+++ Extracted records

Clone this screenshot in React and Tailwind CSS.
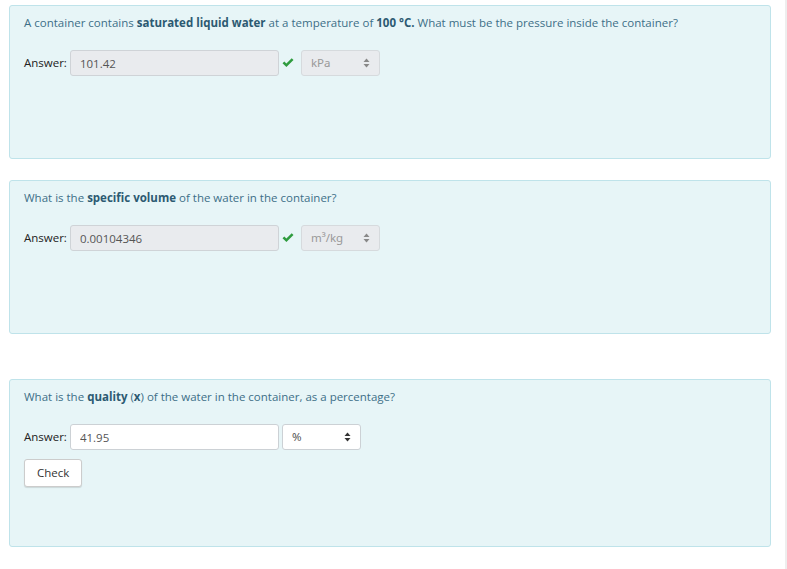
import { useState } from "react";

function SelectArrows({ className = "" }) {
  return (
    <svg width="7" height="10" viewBox="0 0 7 10" className={className}>
      <path d="M3.5 0.5 L6.5 4 L0.5 4 Z" fill="currentColor" />
      <path d="M3.5 9.5 L6.5 6 L0.5 6 Z" fill="currentColor" />
    </svg>
  );
}

function Check() {
  return (
    <svg width="12" height="10" viewBox="0 0 12 10" className="ml-[3px] mr-[7px]">
      <path d="M0.5 5.2 L2.3 3.4 L4.4 5.5 L9.7 0.2 L11.5 2 L4.4 9.1 Z" fill="#2f9c3f" />
    </svg>
  );
}

function AnswerRow({ value, unit, done }) {
  const [v, setV] = useState(value);
  return (
    <div className="flex items-center">
      <span className="text-[#222] mr-[3px]">Answer:</span>
      <input
        value={v}
        onChange={(e) => setV(e.target.value)}
        disabled={done}
        className={
          "w-[209px] h-[26px] px-[9px] rounded-[3px] border outline-none text-[#555] " +
          (done ? "bg-[#e9ebee] border-[#cfd3d7]" : "bg-white border-[#ccd1d5]")
        }
      />
      {done ? <Check /> : <span className="w-[3px]" />}
      <div
        className={
          "flex items-center justify-between w-[79px] h-[26px] pl-[9px] pr-[9px] rounded-[3px] border " +
          (done
            ? "bg-[#e9ebee] border-[#d6dadd] text-[#999]"
            : "bg-white border-[#ccd1d5] text-[#555]")
        }
      >
        <span style={{ fontFamily: "'Noto Sans', 'Open Sans', sans-serif" }}>{unit}</span>
        <SelectArrows className={done ? "text-[#888]" : "text-[#333]"} />
      </div>
    </div>
  );
}

function Panel({ children, h }) {
  return (
    <div
      className={
        "border border-[#bfe3ea] bg-[#e7f5f7] rounded-[3px] px-[14px] pt-[9px] " + h
      }
    >
      {children}
    </div>
  );
}

export default function App() {
  return (
    <div
      className="flex min-h-[569px] bg-white text-[11.5px]"
      style={{ fontFamily: "'Open Sans', 'Noto Sans', sans-serif" }}
    >
      <div className="flex-1 pl-[9px] pr-[14px] pt-[5px]">
        <Panel h="h-[154px]">
          <p className="text-[#3d6f87] leading-[16px]">
            A container contains <b className="text-[#2c5a72]">saturated liquid water</b> at a
            temperature of <b className="text-[#2c5a72]">100 °C.</b> What must be the pressure
            inside the container?
          </p>
          <div className="mt-[19px]">
            <AnswerRow value="101.42" unit="kPa" done />
          </div>
        </Panel>

        <div className="h-[21px]" />

        <Panel h="h-[154px]">
          <p className="text-[#3d6f87] leading-[16px]">
            What is the <b className="text-[#2c5a72]">specific volume</b> of the water in the
            container?
          </p>
          <div className="mt-[19px]">
            <AnswerRow value="0.00104346" unit="m³/kg" done />
          </div>
        </Panel>

        <div className="h-[45px]" />

        <Panel h="h-[168px]">
          <p className="text-[#3d6f87] leading-[16px]">
            What is the <b className="text-[#2c5a72]">quality</b> (<b className="text-[#2c5a72]">x</b>)
            of the water in the container, as a percentage?
          </p>
          <div className="mt-[19px]">
            <AnswerRow value="41.95" unit="%" />
          </div>
          <button className="mt-[9px] h-[28px] px-[12px] bg-white border border-[#ccc] rounded-[3px] text-[#333] shadow-[0_1px_1px_rgba(0,0,0,0.12)]">
            Check
          </button>
        </Panel>
      </div>
      <div className="w-[2px] bg-[#eeeeee]" />
    </div>
  );
}
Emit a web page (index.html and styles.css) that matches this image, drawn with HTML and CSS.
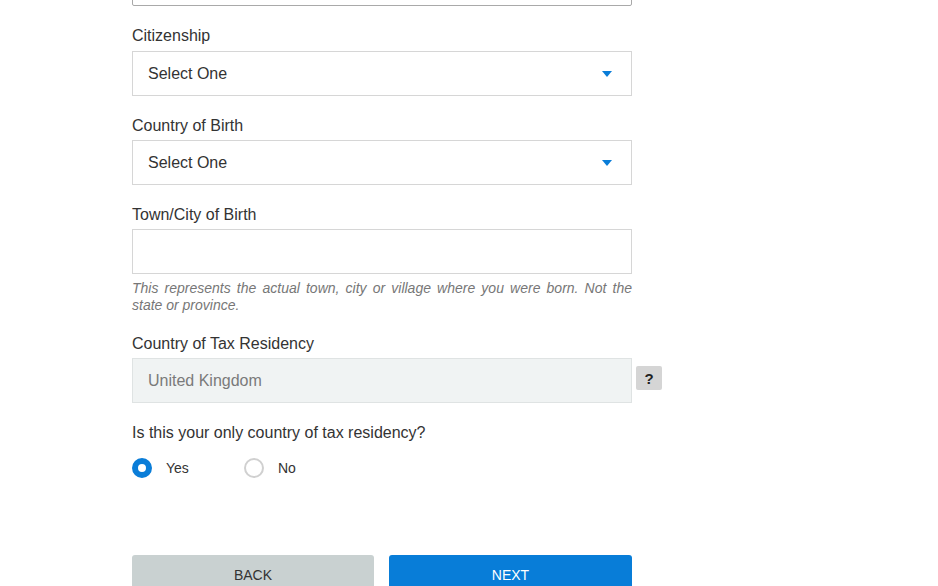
FILE: index.html
```html
<!DOCTYPE html>
<html>
<head>
<meta charset="utf-8">
<link rel="stylesheet" href="styles.css">
</head>
<body>
<div class="form">
  <div class="top-input"></div>

  <div class="field first">
    <div class="label">Citizenship</div>
    <div class="select"><span>Select One</span><span class="caret"></span></div>
  </div>

  <div class="field">
    <div class="label">Country of Birth</div>
    <div class="select"><span>Select One</span><span class="caret"></span></div>
  </div>

  <div class="field">
    <div class="label">Town/City of Birth</div>
    <div class="input"></div>
    <p class="help">This represents the actual town, city or village where you were born. Not the state or province.</p>
  </div>

  <div class="field">
    <div class="label">Country of Tax Residency</div>
    <div class="row">
      <div class="input disabled">United Kingdom</div>
      <div class="qbtn">?</div>
    </div>
  </div>

  <div class="field">
    <div class="label">Is this your only country of tax residency?</div>
    <div class="radios">
      <label class="radio"><span class="dot on"></span><span>Yes</span></label>
      <label class="radio"><span class="dot"></span><span>No</span></label>
    </div>
  </div>

  <div class="buttons">
    <div class="btn back">BACK</div>
    <div class="btn next">NEXT</div>
  </div>
</div>
</body>
</html>
```

FILE: styles.css
```css
html, body {
  margin: 0;
  padding: 0;
  background: #fff;
  overflow: hidden;
}
body {
  font-family: "Liberation Sans", Arial, sans-serif;
  color: #333;
}
.form {
  margin-left: 132px;
  width: 500px;
  display: flex;
  flex-direction: column;
}
.top-input {
  margin-top: -40px;
  height: 46px;
  box-sizing: border-box;
  border: 1px solid #a9a9a9;
  border-radius: 2px;
}
.field {
  margin-top: 20px;
}
.label {
  font-size: 16px;
  line-height: 20px;
  margin-bottom: 4px;
  color: #333;
}
.field.first .label {
  margin-bottom: 5px;
}
.select, .input {
  box-sizing: border-box;
  height: 45px;
  border: 1px solid #d6d6d6;
  display: flex;
  align-items: center;
  justify-content: space-between;
  padding: 0 19px 0 15px;
  font-size: 16px;
  color: #333;
}
.caret {
  width: 0;
  height: 0;
  border-left: 5.5px solid transparent;
  border-right: 5.5px solid transparent;
  border-top: 6px solid #0a7dd8;
  margin-top: 1px;
}
.help {
  margin: 6px 0 0;
  font-size: 14px;
  line-height: 17px;
  font-style: italic;
  color: #777;
  text-align: justify;
}
.row {
  display: flex;
  align-items: flex-start;
  width: 530px;
}
.input.disabled {
  width: 500px;
  flex: none;
  background: #f0f3f3;
  border-color: #dfe3e3;
  color: #7a7a7a;
}
.qbtn {
  margin: 8px 0 0 4px;
  width: 26px;
  height: 24px;
  background: #d5d5d5;
  border-radius: 2px;
  display: flex;
  align-items: center;
  justify-content: center;
  font-weight: bold;
  font-size: 15px;
  color: #222;
}
.radios {
  display: flex;
  margin-top: 12px;
  height: 26px;
  align-items: center;
}
.radio {
  display: flex;
  align-items: center;
  width: 112px;
  font-size: 14px;
  color: #333;
}
.dot {
  box-sizing: border-box;
  width: 20px;
  height: 20px;
  border-radius: 50%;
  border: 2px solid #d0d0d0;
  margin-right: 14px;
  background: #fff;
}
.dot.on {
  border: 6px solid #0a7dd8;
}
.buttons {
  margin-top: 74px;
  display: flex;
  gap: 15px;
}
.btn {
  height: 40px;
  border-radius: 3px;
  display: flex;
  align-items: center;
  justify-content: center;
  font-size: 14px;
}
.back {
  flex: 0 0 242px;
  background: #c9d1d1;
  color: #333;
}
.next {
  flex: 1;
  background: #087dd8;
  color: #fff;
}
```
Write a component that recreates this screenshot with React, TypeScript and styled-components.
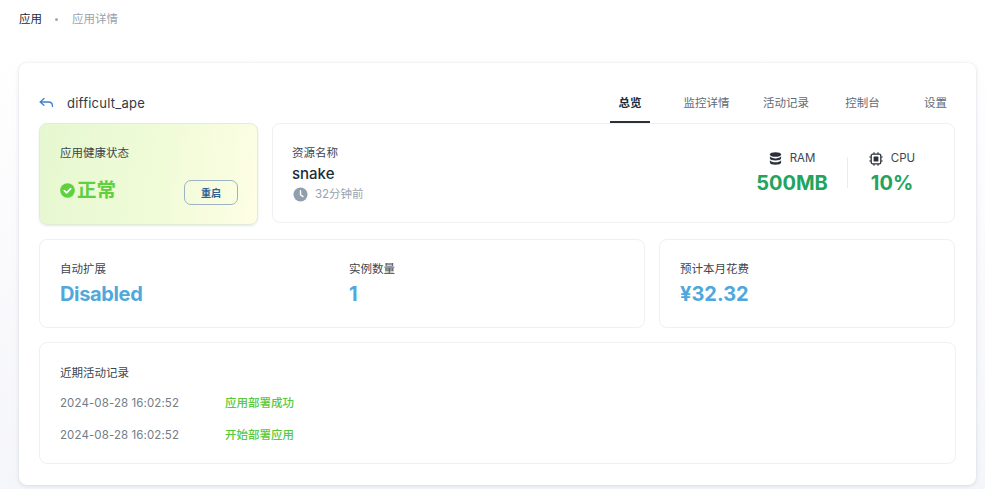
import React from "react";
import styled, { createGlobalStyle } from "styled-components";

const Global = createGlobalStyle`
  html, body { margin: 0; padding: 0; background: #fff; }
  body { font-family: Inter, "Noto Sans CJK SC", sans-serif; width: 985px; height: 489px; overflow: hidden; }
`;
const Page = styled.div`
  height: 489px; box-sizing: border-box; padding: 0 9px 0 19px;
  background: linear-gradient(180deg, #fff 0, #fff 40px, #f9f9fc 300px, #f5f6fa 489px);
  overflow: hidden;
`;
const Crumbs = styled.div`
  height: 63px; box-sizing: border-box; padding-top: 11px; display: flex; align-items: flex-start;
  font-size: 11.5px; line-height: 17px; color: #212b36;
`;
const Dot = styled.span`
  width: 3px; height: 3px; border-radius: 50%; background: #a0a8b2; margin: 7px 14px 0 13px;
`;
const CrumbMuted = styled.span` color: #9aa3ae; `;
const Shell = styled.div`
  width: 957px; height: 422px; box-sizing: border-box; padding: 24px 20px 0;
  background: #fff; border-radius: 8px;
  box-shadow: 0 1px 4px rgba(145,158,171,.28), 0 0 2px rgba(145,158,171,.12);
`;
const Head = styled.div`
  height: 36px; display: flex; justify-content: space-between; align-items: stretch;
`;
const TitleWrap = styled.div`
  display: flex; align-items: center; gap: 13px; height: 32px;
`;
const Title = styled.span`
  font-size: 13px; color: #2f3a45; letter-spacing: .25px;
`;
const Tabs = styled.div` display: flex; height: 36px; margin-right: 1px; `;
const Tab = styled.div<{ $w: number; $active?: boolean }>`
  width: ${p => p.$w}px; box-sizing: border-box; text-align: center; padding-top: 8px;
  font-size: 11.5px; line-height: 16px;
  color: ${p => (p.$active ? "#212b36" : "#5f6b78")};
  font-weight: ${p => (p.$active ? 600 : 400)};
  border-bottom: 2px solid ${p => (p.$active ? "#2b3138" : "transparent")};
`;
const Row = styled.div`
  display: flex; align-items: flex-start; gap: 14px; margin-bottom: 14px;
`;
const Card = styled.div<{ $w: number; $h: number; $top?: number; $left?: number }>`
  width: ${p => p.$w}px; height: ${p => p.$h}px; box-sizing: border-box;
  padding: ${p => p.$top ?? 21}px 19px 0 ${p => p.$left ?? 20}px;
  border: 1px solid #eef0f3; border-radius: 8px; background: #fff;
  flex: none;
`;
const HealthCard = styled(Card)`
  background: linear-gradient(100deg, #e6f8d0 0%, #f0fbd8 55%, #fefee4 100%);
  border-color: #e3ecd9;
  box-shadow: 0 1px 2px rgba(145,158,171,.25);
`;
const Label = styled.div`
  font-size: 11.5px; line-height: 17px; color: #3c4650;
`;
const HealthRow = styled.div`
  display: flex; justify-content: space-between; align-items: flex-start; margin-top: 14px;
`;
const Status = styled.div`
  display: flex; align-items: center; gap: 2px; color: #5fd03f; font-size: 19.5px; font-weight: 600; line-height: 28px;
`;
const Restart = styled.button`
  width: 54px; height: 25px; padding: 0; border: 1px solid #9db2c2; border-radius: 7px; background: transparent;
  font: 600 10px Inter, "Noto Sans CJK SC", sans-serif; color: #2f5f95; margin-top: 4px;
`;
const ResourceCard = styled(Card)`
  display: flex; justify-content: space-between;
`;
const ResName = styled.div`
  font-size: 15px; line-height: 20px; color: #212b36; margin-top: 2px; font-weight: 500;
`;
const Since = styled.div`
  display: flex; align-items: center; gap: 7px; margin-left: 1px;
  font-size: 11.5px; line-height: 20px; color: #98a2ad;
`;
const Metrics = styled.div`
  display: flex; align-items: flex-start; padding-top: 5px; margin-right: 17px;
`;
const Metric = styled.div<{ $w: number }>`
  width: ${p => p.$w}px; display: flex; flex-direction: column; align-items: center;
`;
const MetricHead = styled.div`
  display: flex; align-items: center; gap: 8px; font-size: 11.5px; line-height: 17px; color: #3c4650; height: 17px;
`;
const MetricValue = styled.div`
  font-size: 20px; line-height: 28px; font-weight: 700; color: #22a45d; margin-top: 2px;
`;
const Divider = styled.div`
  width: 1px; height: 31px; background: #e9ecef; margin: 7px 18px 0 20px;
`;
const Pair = styled.div`
  display: grid; grid-template-columns: 289px 1fr;
`;
const BigValue = styled.div<{ $tight?: boolean }>`
  font-size: 20px; line-height: 28px; font-weight: 700; color: #4fa8dc; margin-top: 2px;
  letter-spacing: ${p => (p.$tight ? "-0.35px" : "0")};
`;
const LogList = styled.div`
  display: flex; flex-direction: column; gap: 15px; margin-top: 13px;
`;
const LogRow = styled.div`
  display: grid; grid-template-columns: 165px 1fr; font-size: 11.5px; line-height: 17px;
`;
const LogTime = styled.span` color: #737d88; letter-spacing: .1px; `;
const LogText = styled.span` color: #56c93c; font-weight: 500; `;

const Back = () => (
  <svg width="15" height="14" viewBox="0 0 15 14" fill="none" stroke="#3f7fcf" strokeWidth="1.3" strokeLinecap="round" strokeLinejoin="round">
    <path d="M5 2.5 1.2 6 5 9.2" />
    <path d="M1.4 6H9.6c2.3 0 3.9 1.6 3.9 4.4" />
  </svg>
);
const Check = () => (
  <svg width="15" height="15" viewBox="0 0 15 15">
    <circle cx="7.5" cy="7.5" r="7.3" fill="#5fd03f" />
    <path d="M4.3 7.6 6.6 9.8 10.7 5.6" fill="none" stroke="#fff" strokeWidth="1.7" strokeLinecap="round" strokeLinejoin="round" />
  </svg>
);
const Clock = () => (
  <svg width="15" height="15" viewBox="0 0 15 15">
    <circle cx="7.5" cy="7.5" r="7" fill="#919eab" />
    <path d="M7.5 3.8V7.8L10 9.6" fill="none" stroke="#fff" strokeWidth="1.4" strokeLinecap="round" strokeLinejoin="round" />
  </svg>
);
const Database = () => (
  <svg width="13" height="13" viewBox="0 0 13 13" fill="#2b3138">
    <ellipse cx="6.5" cy="2.5" rx="5.6" ry="2.3" />
    <path d="M.9 4.3c1 1.5 3.2 2.1 5.6 2.1s4.6-.6 5.6-2.1v2c0 1.3-2.5 2.3-5.6 2.3S.9 7.6.9 6.3z" />
    <path d="M.9 8.2c1 1.5 3.2 2.1 5.6 2.1s4.6-.6 5.6-2.1v2.2c0 1.3-2.5 2.3-5.6 2.3S.9 11.7.9 10.4z" />
  </svg>
);
const Chip = () => (
  <svg width="14" height="14" viewBox="0 0 14 14" fill="none" stroke="#2b3138">
    <rect x="2.2" y="2.2" width="9.6" height="9.6" rx="1.6" strokeWidth="1.3" />
    <rect x="4.6" y="4.6" width="4.8" height="4.8" fill="#2b3138" stroke="none" rx=".5" />
    <path d="M5 .3v1.6M9 .3v1.6M5 12.1v1.6M9 12.1v1.6M.3 5h1.6M.3 9h1.6M12.1 5h1.6M12.1 9h1.6" strokeWidth="1.1" />
  </svg>
);

export default function App() {
  return (
    <Page>
      <Global />
      <Crumbs>
        <span>应用</span>
        <Dot />
        <CrumbMuted>应用详情</CrumbMuted>
      </Crumbs>
      <Shell>
        <Head>
          <TitleWrap>
            <Back />
            <Title>difficult_ape</Title>
          </TitleWrap>
          <Tabs>
            <Tab $w={40} $active>总览</Tab>
            <Tab $w={113}>监控详情</Tab>
            <Tab $w={46}>活动记录</Tab>
            <Tab $w={107}>控制台</Tab>
            <Tab $w={39}>设置</Tab>
          </Tabs>
        </Head>
        <Row>
          <HealthCard $w={219} $h={102}>
            <Label>应用健康状态</Label>
            <HealthRow>
              <Status><Check />正常</Status>
              <Restart>重启</Restart>
            </HealthRow>
          </HealthCard>
          <ResourceCard $w={683} $h={100} $left={19}>
            <div>
              <Label>资源名称</Label>
              <ResName>snake</ResName>
              <Since><Clock />32分钟前</Since>
            </div>
            <Metrics>
              <Metric $w={70}>
                <MetricHead><Database />RAM</MetricHead>
                <MetricValue>500MB</MetricValue>
              </Metric>
              <Divider />
              <Metric $w={52}>
                <MetricHead><Chip />CPU</MetricHead>
                <MetricValue>10%</MetricValue>
              </Metric>
            </Metrics>
          </ResourceCard>
        </Row>
        <Row>
          <Card $w={606} $h={89}>
            <Pair>
              <div>
                <Label>自动扩展</Label>
                <BigValue $tight>Disabled</BigValue>
              </div>
              <div>
                <Label>实例数量</Label>
                <BigValue>1</BigValue>
              </div>
            </Pair>
          </Card>
          <Card $w={296} $h={89}>
            <Label>预计本月花费</Label>
            <BigValue>¥32.32</BigValue>
          </Card>
        </Row>
        <Card $w={917} $h={122} $top={22}>
          <Label>近期活动记录</Label>
          <LogList>
            <LogRow><LogTime>2024-08-28 16:02:52</LogTime><LogText>应用部署成功</LogText></LogRow>
            <LogRow><LogTime>2024-08-28 16:02:52</LogTime><LogText>开始部署应用</LogText></LogRow>
          </LogList>
        </Card>
      </Shell>
    </Page>
  );
}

++++++

Written request:
Copy every line that includes the string "screenshot" from the material above.

Expected output:
Clone this screenshot in React and Tailwind CSS.
Write a component that recreates this screenshot with React, TypeScript and styled-components.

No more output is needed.